Sözleşme çocukların yaşamı için de önem taşıyor
İstanbul Sözleşmesi’nin çocukların hayatları açısından nasıl bir öneme sahip olduğu aslında hem Elmalı hem de örneğini verdiğimiz davada açıkça görebildiğimiz bir durum.
Fotoğraf: Güzin Kızılaslan/csgorselarsiv.org
ODTÜ Toplumsal Cinsiyet Çalışmaları Topluluğu
Geçtiğimiz günlerde, 7 ve 10 yaşlarında iki çocuğun Antalya’nın Elmalı ilçesinde aile içinde cinsel istismara maruz kaldığının ve çocukların yaşadıklarını çizdikleri resimlerle tekrar anlattığını öğrendik. Çocukların anlattıklarına ve çizdiği resimlere rağmen mahkemenin ebeveynleri tahliye edip tutuksuzluk kararı aldığını biliyoruz. Bunun üzerine Türkiye’nin farklı yerlerinde çocuk istismarına karşı sesler çıkmaya başlamışken bizler de bu olaya sessiz kalamayacağımızı düşündük.
ÇOCUKLARIN HAYATI DOĞRUDAN TEHLİKEYE ATILIYOR
Uzun bir süredir iktidarın erken yaşta zorla evliliklerin önünü açmaya yani aslında çocuk istismarını aklamaya ve cesaretlendirmeye niyetleri olduğunun farkındayız. Ancak bugün içinde bulunduğumuz durumda İstanbul Sözleşmesi’nin de yürürlükten kaldırılmasıyla birlikte kadın ve LGBTİ+’larla birlikte çocukların güvenli bir şekilde hayatlarına devam etmesi tehlike altına girmiş durumda. Bunu Türkiye’deki birçok çocuk istismarı davalarında da görebiliyoruz. Geçtiğimiz aylarda Ankara’da ailesi tarafından istismara uğrayan iki küçük çocuğun davasını takip ediyorduk. Çocukları korumak adına açılan dava aslında İstanbul Sözleşmesi dayanak gösterilerek açılmıştı. Ancak İstanbul Sözleşmesi’nin kaldırılmasının kararı alındıktan sonra aile mahkemesi ebeveynlerin çocuklar üzerindeki gücünün kısıtlanmasını iptal ederek çocukların hayatlarını doğrudan tehlikeye atan bir karar almıştı. İstanbul Sözleşmesi’nin hepimizin olduğu kadar çocukların hayatları açısından da nasıl bir öneme sahip olduğu aslında hem Elmalı hem de örneğini verdiğimiz davada açıkça görebildiğimiz bir durum.

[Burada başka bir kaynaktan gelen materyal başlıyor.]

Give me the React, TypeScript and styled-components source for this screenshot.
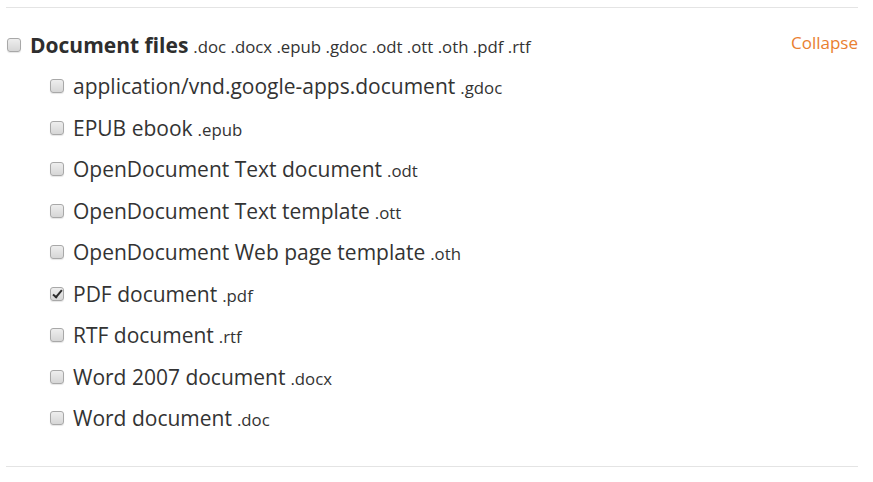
import React, { useState } from 'react';
import styled, { createGlobalStyle } from 'styled-components';

const GlobalStyle = createGlobalStyle`
  body {
    margin: 0;
    background: #fff;
    font-family: 'Open Sans', 'Liberation Sans', sans-serif;
    color: #333;
  }
`;

type FileType = {
  name: string;
  ext: string;
  checked?: boolean;
};

const fileTypes: FileType[] = [
  { name: 'application/vnd.google-apps.document', ext: '.gdoc' },
  { name: 'EPUB ebook', ext: '.epub' },
  { name: 'OpenDocument Text document', ext: '.odt' },
  { name: 'OpenDocument Text template', ext: '.ott' },
  { name: 'OpenDocument Web page template', ext: '.oth' },
  { name: 'PDF document', ext: '.pdf', checked: true },
  { name: 'RTF document', ext: '.rtf' },
  { name: 'Word 2007 document', ext: '.docx' },
  { name: 'Word document', ext: '.doc' },
];

const Section = styled.section`
  margin: 7px 15px 0 6px;
  padding: 16px 0 27px;
  border-top: 1px solid #e4e4e4;
  border-bottom: 1px solid #e4e4e4;
`;

const HeaderRow = styled.div`
  display: flex;
  align-items: center;
  justify-content: space-between;
  height: 41.5px;
`;

const Row = styled.label<{ $indent?: boolean }>`
  display: flex;
  align-items: center;
  gap: 8px;
  height: 41.5px;
  padding-left: ${(p) => (p.$indent ? '44px' : '1px')};
  cursor: pointer;
`;

const Box = styled.input.attrs({ type: 'checkbox' })`
  appearance: none;
  -webkit-appearance: none;
  position: relative;
  margin: 0 1px 0 0;
  width: 14px;
  height: 14px;
  flex: none;
  border: 1px solid #a8a8a8;
  border-radius: 3px;
  background: linear-gradient(#eeeeee, #d6d6d6);
  box-shadow: 0 1px 1px rgba(0, 0, 0, 0.1);
  cursor: pointer;

  &:checked::after {
    content: '';
    position: absolute;
    left: 4px;
    top: 0px;
    width: 3px;
    height: 8px;
    border: solid #2b2b2b;
    border-width: 0 2.5px 2.5px 0;
    transform: rotate(40deg);
  }
`;

const Title = styled.span`
  font-size: 21px;
  font-weight: 700;
  color: #2e2e2e;
`;

const Name = styled.span`
  font-size: 21px;
  color: #333;
`;

const Ext = styled.span`
  font-size: 16.8px;
  color: #333;
  margin-left: 5px;
`;

const Collapse = styled.a`
  font-size: 17px;
  color: #e9802f;
  text-decoration: none;
  margin-top: -4px;
  cursor: pointer;
`;

const List = styled.div`
  display: flex;
  flex-direction: column;
`;

export default function App() {
  const [checked, setChecked] = useState<boolean[]>(fileTypes.map((f) => !!f.checked));
  const [open, setOpen] = useState(true);

  const toggle = (i: number) => {
    setChecked((prev) => prev.map((c, j) => (j === i ? !c : c)));
  };

  const allChecked = checked.every(Boolean);

  return (
    <>
      <GlobalStyle />
      <Section>
        <HeaderRow>
          <Row>
            <Box checked={allChecked} onChange={() => setChecked(checked.map(() => !allChecked))} />
            <span>
              <Title>Document files</Title>
              <Ext>.doc .docx .epub .gdoc .odt .ott .oth .pdf .rtf</Ext>
            </span>
          </Row>
          <Collapse onClick={() => setOpen(!open)}>{open ? 'Collapse' : 'Expand'}</Collapse>
        </HeaderRow>
        {open && (
          <List>
            {fileTypes.map((f, i) => (
              <Row key={f.ext} $indent>
                <Box checked={checked[i]} onChange={() => toggle(i)} />
                <span>
                  <Name>{f.name}</Name>
                  <Ext>{f.ext}</Ext>
                </span>
              </Row>
            ))}
          </List>
        )}
      </Section>
    </>
  );
}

İstanbul Sözleşmesi’ni doğrudan üniversite içerisinden savunmaya devam ediyoruz. Kampüs içindeki eşit ve özgür yaşantımızı koruma ve haklarımızı ilerletme açısından sözleşme hala önemini koruyor. Bizim yaşantımıza böyle bir noktadan değerken aynı zamanda çocukların ve özellikle de kız çocuklarının temel haklarını koruması, çocuklara karşı istismarın ve şiddetin önlenmesi açısından da büyük önem taşıyor. Uzun süredir kullanılan bir slogan var, “çocuk susar ama sen susma” diye. Ancak biz takip ettiğimiz olaylarda şunu görüyoruz. Çocuklar susmuyor. Kendilerini yapabildikleri her şekilde ifade etmeyi başarıyorlar. Gerek fiziksel olarak gösterdikleri tepkilerle gerek anlattıklarıyla gerek çizdikleri resimlerle. Ancak bugünkü iktidar kendi ideolojik politik çizgisi ışığında bir toplum oluşturma amacıyla çocukları da hedefine oturtuyor ve çocuklardan ziyade istismarcıları korumayı tercih ediyor.

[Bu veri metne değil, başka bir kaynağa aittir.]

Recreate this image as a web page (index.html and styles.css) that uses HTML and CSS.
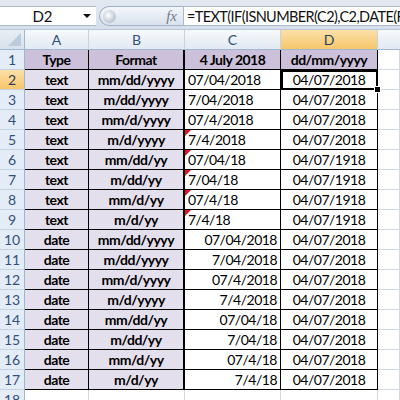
FILE: index.html
```html
<!DOCTYPE html>
<html>
	<head>
		<title>Date formats</title>
		<link rel="stylesheet" href="styles.css">
	</head>

	<body>
		<div class="formulabar">
			<div class="namebox">
				<span class="cellref">D2</span>
				<span class="dropdown"></span>
			</div>
			<div class="fxbox">
				<span class="knob"></span>
				<span class="fx">fx</span>
			</div>
			<div class="formula">=TEXT(IF(ISNUMBER(C2),C2,DATE(RIGHT(C2,2)+2000,LEFT(C2,2),MID(C2,4,2))),"dd/mm/yyyy")</div>
		</div>

		<div id="sheet" class="sheet"></div>

		<script>
			// type, format, value in C, result in D
			var rows = [
				['text', 'mm/dd/yyyy', '07/04/2018', '04/07/2018'],
				['text', 'm/dd/yyyy', '7/04/2018', '04/07/2018'],
				['text', 'mm/d/yyyy', '07/4/2018', '04/07/2018'],
				['text', 'm/d/yyyy', '7/4/2018', '04/07/2018'],
				['text', 'mm/dd/yy', '07/04/18', '04/07/1918'],
				['text', 'm/dd/yy', '7/04/18', '04/07/1918'],
				['text', 'mm/d/yy', '07/4/18', '04/07/1918'],
				['text', 'm/d/yy', '7/4/18', '04/07/1918'],
				['date', 'mm/dd/yyyy', '07/04/2018', '04/07/2018'],
				['date', 'm/dd/yyyy', '7/04/2018', '04/07/2018'],
				['date', 'mm/d/yyyy', '07/4/2018', '04/07/2018'],
				['date', 'm/d/yyyy', '7/4/2018', '04/07/2018'],
				['date', 'mm/dd/yy', '07/04/18', '04/07/2018'],
				['date', 'm/dd/yy', '7/04/18', '04/07/2018'],
				['date', 'mm/d/yy', '07/4/18', '04/07/2018'],
				['date', 'm/d/yy', '7/4/18', '04/07/2018']
			];

			var out = '';
			out += '<div class="corner"><span class="tri"></span></div>';
			out += '<div class="colhead">A</div><div class="colhead">B</div><div class="colhead">C</div>';
			out += '<div class="colhead active">D</div><div class="colhead last"></div>';

			out += '<div class="rowhead">1</div>';
			out += '<div class="cell title colA">Type</div>';
			out += '<div class="cell title colB">Format</div>';
			out += '<div class="cell title colC">4 July 2018</div>';
			out += '<div class="cell title colD">dd/mm/yyyy</div>';
			out += '<div class="cell blank"></div>';

			for (var i = 0; i < rows.length; i++) {
				var r = rows[i];
				var n = i + 2;
				var c = 'cell colC ' + (r[0] == 'text' ? 'left' : 'right');
				// two digit years stored as text get the error flag
				if (r[0] == 'text' && r[2].length < 9) c += ' flag';
				out += '<div class="rowhead' + (n == 2 ? ' active' : '') + '">' + n + '</div>';
				out += '<div class="cell fill colA">' + r[0] + '</div>';
				out += '<div class="cell fill colB">' + r[1] + '</div>';
				out += '<div class="' + c + '">' + r[2] + '</div>';
				out += '<div class="cell colD' + (n == 2 ? ' sel' : '') + '">' + r[3] + '</div>';
				out += '<div class="cell blank"></div>';
			}

			out += '<div class="rowhead">18</div>';
			out += '<div class="cell blank"></div><div class="cell blank"></div><div class="cell blank"></div><div class="cell blank"></div><div class="cell blank"></div>';

			document.getElementById('sheet').innerHTML = out;
		</script>
	</body>
</html>
```

FILE: styles.css
```css
body {
	margin: 0;
	background-color: white;
	font-family: Lato, "Liberation Sans", sans-serif;
	overflow: hidden;
}

/* formula bar across the top */

div.formulabar {
	height: 30px;
	display: flex;
	box-sizing: border-box;
	padding: 6px 0 3px 0;
	background: linear-gradient(#e3e9f1, #d6dfea);
	border-bottom: 1px solid #b7c6d8;
}

div.namebox {
	width: 96px;
	background-color: white;
	border-top: 1px solid #aab9cc;
	border-bottom: 1px solid #aab9cc;
	display: flex;
	align-items: center;
	font-size: 15px;
	color: #111;
}

span.cellref {
	flex: 1;
	text-align: center;
	padding-left: 2px;
}

span.dropdown {
	width: 0;
	height: 0;
	margin-right: 5px;
	border-left: 4px solid transparent;
	border-right: 4px solid transparent;
	border-top: 4px solid #111;
}

div.fxbox {
	width: 84px;
	margin-left: 3px;
	border: 1px solid #9fb1c7;
	border-right: none;
	border-radius: 11px 0 0 11px;
	background: linear-gradient(#f4f7fb, #d9e2ed);
	display: flex;
	align-items: center;
	justify-content: space-between;
	padding: 0 6px 0 3px;
	box-sizing: border-box;
}

span.knob {
	width: 13px;
	height: 13px;
	border-radius: 50%;
	background: radial-gradient(circle at 40% 40%, #ffffff, #b9c3cf 70%);
}

span.fx {
	font-family: "Liberation Serif", serif;
	font-style: italic;
	font-size: 15px;
	color: #6f7a88;
}

div.formula {
	flex: 1;
	background-color: white;
	border: 1px solid #aab9cc;
	border-right: none;
	padding-left: 3px;
	font-size: 14.5px;
	letter-spacing: -0.6px;
	line-height: 19px;
	white-space: nowrap;
	overflow: hidden;
	color: #111;
}

/* the worksheet grid */

div.sheet {
	display: grid;
	grid-template-columns: 25px 64px 96px 96px 97px 1fr;
	grid-auto-rows: 20px;
	font-size: 14px;
	letter-spacing: -0.5px;
}

div.corner,
div.colhead,
div.rowhead {
	box-sizing: border-box;
	display: flex;
	align-items: center;
	justify-content: center;
	color: #33507a;
	font-size: 14px;
	letter-spacing: 0;
}

div.corner {
	background: linear-gradient(#e9eef5, #d8e1ec);
	border-right: 1px solid #9eb6ce;
	border-bottom: 1px solid #9eb6ce;
	position: relative;
}

span.tri {
	position: absolute;
	right: 3px;
	bottom: 3px;
	width: 0;
	height: 0;
	border-left: 13px solid transparent;
	border-bottom: 13px solid #bccbdc;
}

div.colhead {
	background: linear-gradient(#f7f9fc, #e2e9f2);
	border-right: 1px solid #c5d2e0;
	border-bottom: 1px solid #9eb6ce;
}

div.colhead.last {
	border-right: none;
}

div.rowhead {
	background-color: #e4ecf7;
	border-right: 1px solid #9eb6ce;
	border-bottom: 1px solid #c5d2e0;
}

div.colhead.active,
div.rowhead.active {
	background: linear-gradient(#fbe0a8, #f6c66b);
	color: #2b3f5c;
}

div.cell {
	box-sizing: border-box;
	border-right: 1px solid #000;
	border-bottom: 1px solid #000;
	padding: 0 3px;
	white-space: nowrap;
	color: #000;
	line-height: 19px;
	position: relative;
}

div.cell.blank {
	border-right: 1px solid #d0d7e5;
	border-bottom: 1px solid #d0d7e5;
}

div.cell.title {
	background-color: #ccc0da;
	font-weight: bold;
	text-align: center;
}

div.cell.fill {
	background-color: #e4dfec;
	font-weight: bold;
	text-align: center;
}

div.colB {
	border-right: 2px solid #000;
}

div.colD {
	text-align: center;
}

div.left {
	text-align: left;
}

div.right {
	text-align: right;
}

/* little red triangle for numbers stored as text */
div.flag::before {
	content: '';
	position: absolute;
	left: 0;
	top: 0;
	border-top: 6px solid #e0161b;
	border-right: 6px solid transparent;
}

div.sel {
	outline: 2px solid #000;
	outline-offset: -2px;
}

div.sel::after {
	content: '';
	position: absolute;
	right: -4px;
	bottom: -4px;
	width: 5px;
	height: 5px;
	background-color: #000;
	border: 1px solid white;
	z-index: 2;
}
```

MÜCADELEYİ BÜYÜTMEMİZ GEREKİYOR
Bu noktada bizlerin ODTÜ’de çeşitli öğrenci topluluklarıyla kafa kafaya verip birlikte bir protesto örgütlememizin sebebi, bizlerin ODTÜ öğrencileri olarak iktidarın bu politikasına ve uygulamasına karşı olduğumuzu göstermek ve bunun için mücadelemizi büyütmek istememizdi. Çünkü biz mücadelemizi büyütmedikçe, kendi aramızdaki bağları sıkılaştırmadıkça iktidar elimizdeki hakları teker teker elimizden almaya devam edecek. Ancak bizler geçmişteki deneyimlerimizin de farkında olarak mücadeleyi büyütmek ve bulunduğumuz her alanda bir araya gelmeye devam ettikçe gelen saldırılara karşı bir duruş sergileyebilir ve hayatlarımızı iyileştirmeyi ve eşitliğe bir adım daha yaklaşmayı başarabiliriz.